К этому нужно еще добавить, что сознание огромного большинства населения постоянно гложет все нарастающая неудовлетворенность их потребительских запросов, которые никогда не могут быть полностью удовлетворены, ибо рождаются все новые и новые. Они создаются модой, соображениями престижа и вездесущей рекламой, диктующей вкусы и потребности. Происходит фактически манипулирование психикой и волей людей, превращенных в бездумные «автоматы» по совершению покупок (независимо от материального уровня, ибо, если нет денег, покупай в кредит, бери в долг).
В обществе постепенно накапливается недовольство, принимающее самые разнообразные, порой причудливые и резкие формы, особенно среди молодежи («хиппизм», левый экстремизм и т. п.). Своеобразным выхлопом этого накопившегося недовольства стали события мая — июня 1968 года, потрясшие весь мир бурным проявлением протеста огромного числа людей (тогда развернулась забастовка самая мощная за всю историю Франции — более 10 млн. участников).
Художественная литература середины 50-х — конца 60-х годов вобрала в себя и сублимировала эти настроения всеобщей неудовлетворенности, что и вызвало грустные интонации повестей, включенных в сборник. Люди, представленные на их страницах, не только лишены (в духе экзистенциализма) каких-либо идейно-нравственных опор и внушающих надежды идеалов счастливого будущего, но с особой обостренностью ощущают свое социальное одиночество в мире, где разорвались живые человеческие связи, где царит функциональный рационализм и холодный расчет.
Писатели, однако, не ограничиваются изображением несчастий и бед, которые переживают их персонажи, они раскрывают значительность и глубину их чувств. Тем самым восстанавливается истинная мера человека, ибо со всей очевидностью явствует, что как бы ни оболванивало людей «общество потребления», как бы ни принижалась значимость человеческого начала в современной действительности, человек был и остается великой, непреходящей ценностью. Каждая личность несет в себе целый мир духовного, психологического, эмоционального богатства. Она единична по своей сути, незаменима, и ее утрата невосполнима.

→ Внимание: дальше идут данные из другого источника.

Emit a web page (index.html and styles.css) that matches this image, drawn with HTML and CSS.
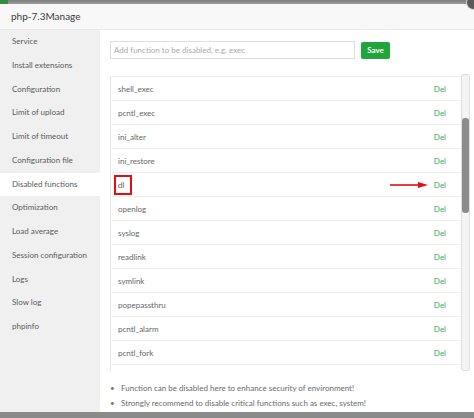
FILE: index.html
```html
<!DOCTYPE html>
<html>
<head>
<meta charset="utf-8">
<link rel="stylesheet" href="styles.css">
</head>
<body>
<div class="topbar"><span class="app-icon"></span></div>
<span class="close-btn"></span>
<div class="titlebar">php-7.3Manage</div>
<div class="layout">
  <nav class="sidebar">
    <div class="nav-item">Service</div>
    <div class="nav-item">Install extensions</div>
    <div class="nav-item">Configuration</div>
    <div class="nav-item">Limit of upload</div>
    <div class="nav-item">Limit of timeout</div>
    <div class="nav-item">Configuration file</div>
    <div class="nav-item active">Disabled functions</div>
    <div class="nav-item">Optimization</div>
    <div class="nav-item">Load average</div>
    <div class="nav-item">Session configuration</div>
    <div class="nav-item">Logs</div>
    <div class="nav-item">Slow log</div>
    <div class="nav-item">phpinfo</div>
  </nav>
  <main class="main">
    <div class="add-row">
      <input class="fn-input" type="text" placeholder="Add function to be disabled, e.g. exec">
      <button class="save-btn">Save</button>
    </div>
    <div class="list-wrap">
      <div class="rows">
        <div class="row"><span>shell_exec</span><span class="del">Del</span></div>
        <div class="row"><span>pcntl_exec</span><span class="del">Del</span></div>
        <div class="row"><span>ini_alter</span><span class="del">Del</span></div>
        <div class="row"><span>ini_restore</span><span class="del">Del</span></div>
        <div class="row"><span class="mark">dl</span>
          <svg class="arrow" width="40" height="8" viewBox="0 0 40 8"><line x1="0" y1="4" x2="30" y2="4" stroke="#e01010" stroke-width="1.6"/><polygon points="28,1 38,4 28,7" fill="#e01010"/></svg>
          <span class="del">Del</span></div>
        <div class="row"><span>openlog</span><span class="del">Del</span></div>
        <div class="row"><span>syslog</span><span class="del">Del</span></div>
        <div class="row"><span>readlink</span><span class="del">Del</span></div>
        <div class="row"><span>symlink</span><span class="del">Del</span></div>
        <div class="row"><span>popepassthru</span><span class="del">Del</span></div>
        <div class="row"><span>pcntl_alarm</span><span class="del">Del</span></div>
        <div class="row"><span>pcntl_fork</span><span class="del">Del</span></div>
        <div class="row"></div>
      </div>
      <div class="scrollbar"><div class="thumb"></div></div>
    </div>
    <ul class="notes">
      <li>Function can be disabled here to enhance security of environment!</li>
      <li>Strongly recommend to disable critical functions such as exec, system!</li>
    </ul>
  </main>
</div>
<div class="bottombar"></div>
</body>
</html>
```
FILE: styles.css
```css
* { box-sizing: border-box; }
html, body { margin: 0; padding: 0; }
body {
  width: 474px;
  height: 418px;
  overflow: hidden;
  position: relative;
  background: #fff;
  font-family: Lato, "Liberation Sans", sans-serif;
  font-size: 8px;
  color: #5a5a5a;
}
.topbar {
  height: 4px;
  background: linear-gradient(#7f7f7f, #9a9a9a);
  display: flex;
}
.app-icon {
  width: 8px;
  height: 4px;
  background: #2f8f43;
}
.close-btn {
  position: absolute;
  left: 466px;
  top: -5px;
  width: 15px;
  height: 15px;
  border-radius: 50%;
  background: #5a5a5a;
  border: 1px solid #ddd;
}
.titlebar {
  height: 26px;
  line-height: 25px;
  padding-left: 11px;
  background: #f8f8f8;
  border-bottom: 1px solid #e8e8e8;
  font-size: 10px;
  color: #3a3a3a;
}
.layout {
  display: flex;
  height: 382px;
}
.sidebar {
  width: 100px;
  background: #f0f0f0;
}
.nav-item {
  height: 23.75px;
  line-height: 23.75px;
  padding-left: 12px;
  color: #5a5a5a;
  white-space: nowrap;
}
.nav-item.active { background: #fff; }
.main {
  flex: 1;
  padding: 11px 0 0 10px;
}
.add-row {
  display: flex;
  align-items: center;
  height: 18px;
}
.fn-input {
  width: 245px;
  height: 18px;
  border: 1px solid #ddd;
  padding: 0 3px;
  font-family: inherit;
  font-size: 8px;
  color: #555;
  outline: none;
}
.fn-input::placeholder { color: #aaa; }
.save-btn {
  margin-left: 6px;
  width: 29px;
  height: 17px;
  border: none;
  border-radius: 2px;
  background: #20a53a;
  color: #fff;
  font-family: inherit;
  font-size: 8px;
  font-weight: bold;
  padding: 0;
}
.list-wrap {
  display: flex;
  margin-top: 17px;
}
.rows {
  width: 351px;
  height: 295px;
  overflow: hidden;
  border-left: 1px solid #e6e6e6;
  border-top: 1px solid #eee;
}
.row {
  position: relative;
  height: 24px;
  display: flex;
  align-items: center;
  justify-content: space-between;
  padding: 0 15px 0 7px;
  border-bottom: 1px solid #eee;
  color: #666;
}
.del { color: #35ad4e; }
.mark {
  display: inline-flex;
  align-items: center;
  width: 18px;
  height: 20px;
  margin-left: -4px;
  padding-left: 2px;
  border: 2px solid #e01010;
}
.arrow {
  position: absolute;
  left: 279px;
  top: 8px;
}
.scrollbar {
  width: 9px;
  height: 297px;
  margin-top: -2px;
  border: 1px solid #ddd;
  border-radius: 3px;
  background: #f4f4f4;
  padding-top: 43px;
}
.thumb {
  width: 7px;
  height: 95px;
  border-radius: 3px;
  background: #8c8c8c;
}
.notes {
  margin: 10px 0 0 0;
  padding: 0;
  list-style: none;
  color: #6a6a6a;
}
.notes li {
  line-height: 15px;
  padding-left: 11px;
  position: relative;
}
.notes li::before {
  content: "\2022";
  position: absolute;
  left: 0;
  color: #777;
}
.bottombar {
  height: 6px;
  background: #8a8a8a;
}
```
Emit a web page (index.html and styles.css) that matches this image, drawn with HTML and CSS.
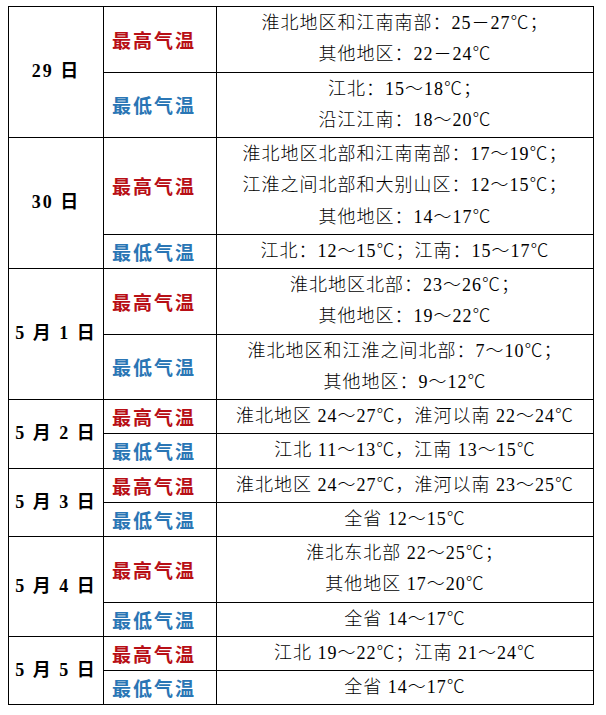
FILE: index.html
```html
<!DOCTYPE html>
<html lang="zh-CN">
<head>
<meta charset="utf-8">
<title>安徽省天气预报</title>
<link rel="stylesheet" href="styles.css">
</head>
<body>
<table class="forecast">
  <colgroup>
    <col class="c-date">
    <col class="c-kind">
    <col class="c-text">
  </colgroup>
  <tbody>
    <tr>
      <td class="date" rowspan="2">29 日</td>
      <td class="kind high">最高气温</td>
      <td class="text">淮北地区和江南南部：25－27<span class="deg">℃</span>；<br>其他地区：22－24<span class="deg">℃</span></td>
    </tr>
    <tr>
      <td class="kind low">最低气温</td>
      <td class="text">江北：15～18<span class="deg">℃</span>；<br>沿江江南：18～20<span class="deg">℃</span></td>
    </tr>
    <tr>
      <td class="date" rowspan="2">30 日</td>
      <td class="kind high">最高气温</td>
      <td class="text">淮北地区北部和江南南部：17～19<span class="deg">℃</span>；<br>江淮之间北部和大别山区：12～15<span class="deg">℃</span>；<br>其他地区：14～17<span class="deg">℃</span></td>
    </tr>
    <tr>
      <td class="kind low">最低气温</td>
      <td class="text">江北：12～15<span class="deg">℃</span>；江南：15～17<span class="deg">℃</span></td>
    </tr>
    <tr>
      <td class="date" rowspan="2">5 月 1 日</td>
      <td class="kind high">最高气温</td>
      <td class="text">淮北地区北部：23～26<span class="deg">℃</span>；<br>其他地区：19～22<span class="deg">℃</span></td>
    </tr>
    <tr>
      <td class="kind low">最低气温</td>
      <td class="text">淮北地区和江淮之间北部：7～10<span class="deg">℃</span>；<br>其他地区：9～12<span class="deg">℃</span></td>
    </tr>
    <tr>
      <td class="date" rowspan="2">5 月 2 日</td>
      <td class="kind high">最高气温</td>
      <td class="text">淮北地区 24～27<span class="deg">℃</span>，淮河以南 22～24<span class="deg">℃</span></td>
    </tr>
    <tr>
      <td class="kind low">最低气温</td>
      <td class="text">江北 11～13<span class="deg">℃</span>，江南 13～15<span class="deg">℃</span></td>
    </tr>
    <tr>
      <td class="date" rowspan="2">5 月 3 日</td>
      <td class="kind high">最高气温</td>
      <td class="text">淮北地区 24～27<span class="deg">℃</span>，淮河以南 23～25<span class="deg">℃</span></td>
    </tr>
    <tr>
      <td class="kind low">最低气温</td>
      <td class="text">全省 12～15<span class="deg">℃</span></td>
    </tr>
    <tr>
      <td class="date" rowspan="2">5 月 4 日</td>
      <td class="kind high">最高气温</td>
      <td class="text">淮北东北部 22～25<span class="deg">℃</span>；<br>其他地区 17～20<span class="deg">℃</span></td>
    </tr>
    <tr>
      <td class="kind low">最低气温</td>
      <td class="text">全省 14～17<span class="deg">℃</span></td>
    </tr>
    <tr>
      <td class="date" rowspan="2">5 月 5 日</td>
      <td class="kind high">最高气温</td>
      <td class="text">江北 19～22<span class="deg">℃</span>；江南 21～24<span class="deg">℃</span></td>
    </tr>
    <tr>
      <td class="kind low">最低气温</td>
      <td class="text">全省 14～17<span class="deg">℃</span></td>
    </tr>
  </tbody>
</table>
</body>
</html>
```
FILE: styles.css
```css
html, body {
  margin: 0;
  padding: 0;
  background: #ffffff;
}

.forecast {
  margin: 6px 0 0 8px;
  width: 586px;
  border-collapse: collapse;
  table-layout: fixed;
  font-family: "Liberation Serif", "Noto Sans CJK SC", serif;
  color: #000000;
}

.c-date { width: 95px; }
.c-kind { width: 113px; }

.forecast td {
  border: 1px solid #000000;
  padding: 1px 0;
  line-height: 31.25px;
  vertical-align: middle;
}

.date {
  text-align: center;
  font-weight: bold;
  font-size: 18px;
  letter-spacing: 2px;
}

.kind {
  text-align: left;
  padding-left: 8px !important;
  font-family: "Noto Sans CJK SC", sans-serif;
  font-weight: bold;
  font-size: 19px;
  letter-spacing: 2px;
}

.high { color: #b80f16; }
.low { color: #2a76b5; }

.text {
  text-align: center;
  font-size: 18px;
  font-weight: 300;
  letter-spacing: 1px;
}

.deg {
  font-family: "Noto Sans CJK SC", sans-serif;
  font-weight: 300;
  line-height: 1;
}
```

Поэтому несчастья и беды человека, даже в сугубо личной, интимной сфере жизни обретают глубокий трагический смысл.
Для того, чтобы нагляднее выразить трагичность судьбы своих персонажей, писатели стремятся как можно полнее и выразительнее показать их психологическое состояние в момент кризисно-экстремальной ситуации, когда эмоции особенно обострены. Для этой цели они используют такие художественные средства, которые усиливают особую взволнованность, тревожное состояние действующих лиц. Передается и авторское эмоциональное отношение. Автор и персонаж нередко сливаются в единое целое даже в тех произведениях, которые написаны от третьего лица. Текст, как правило, излагается в форме живого монолога. Создается впечатление, будто это расшифрованная магнитофонная запись устной речи. Все это придает произведению особо доверительный, «исповедальный» характер.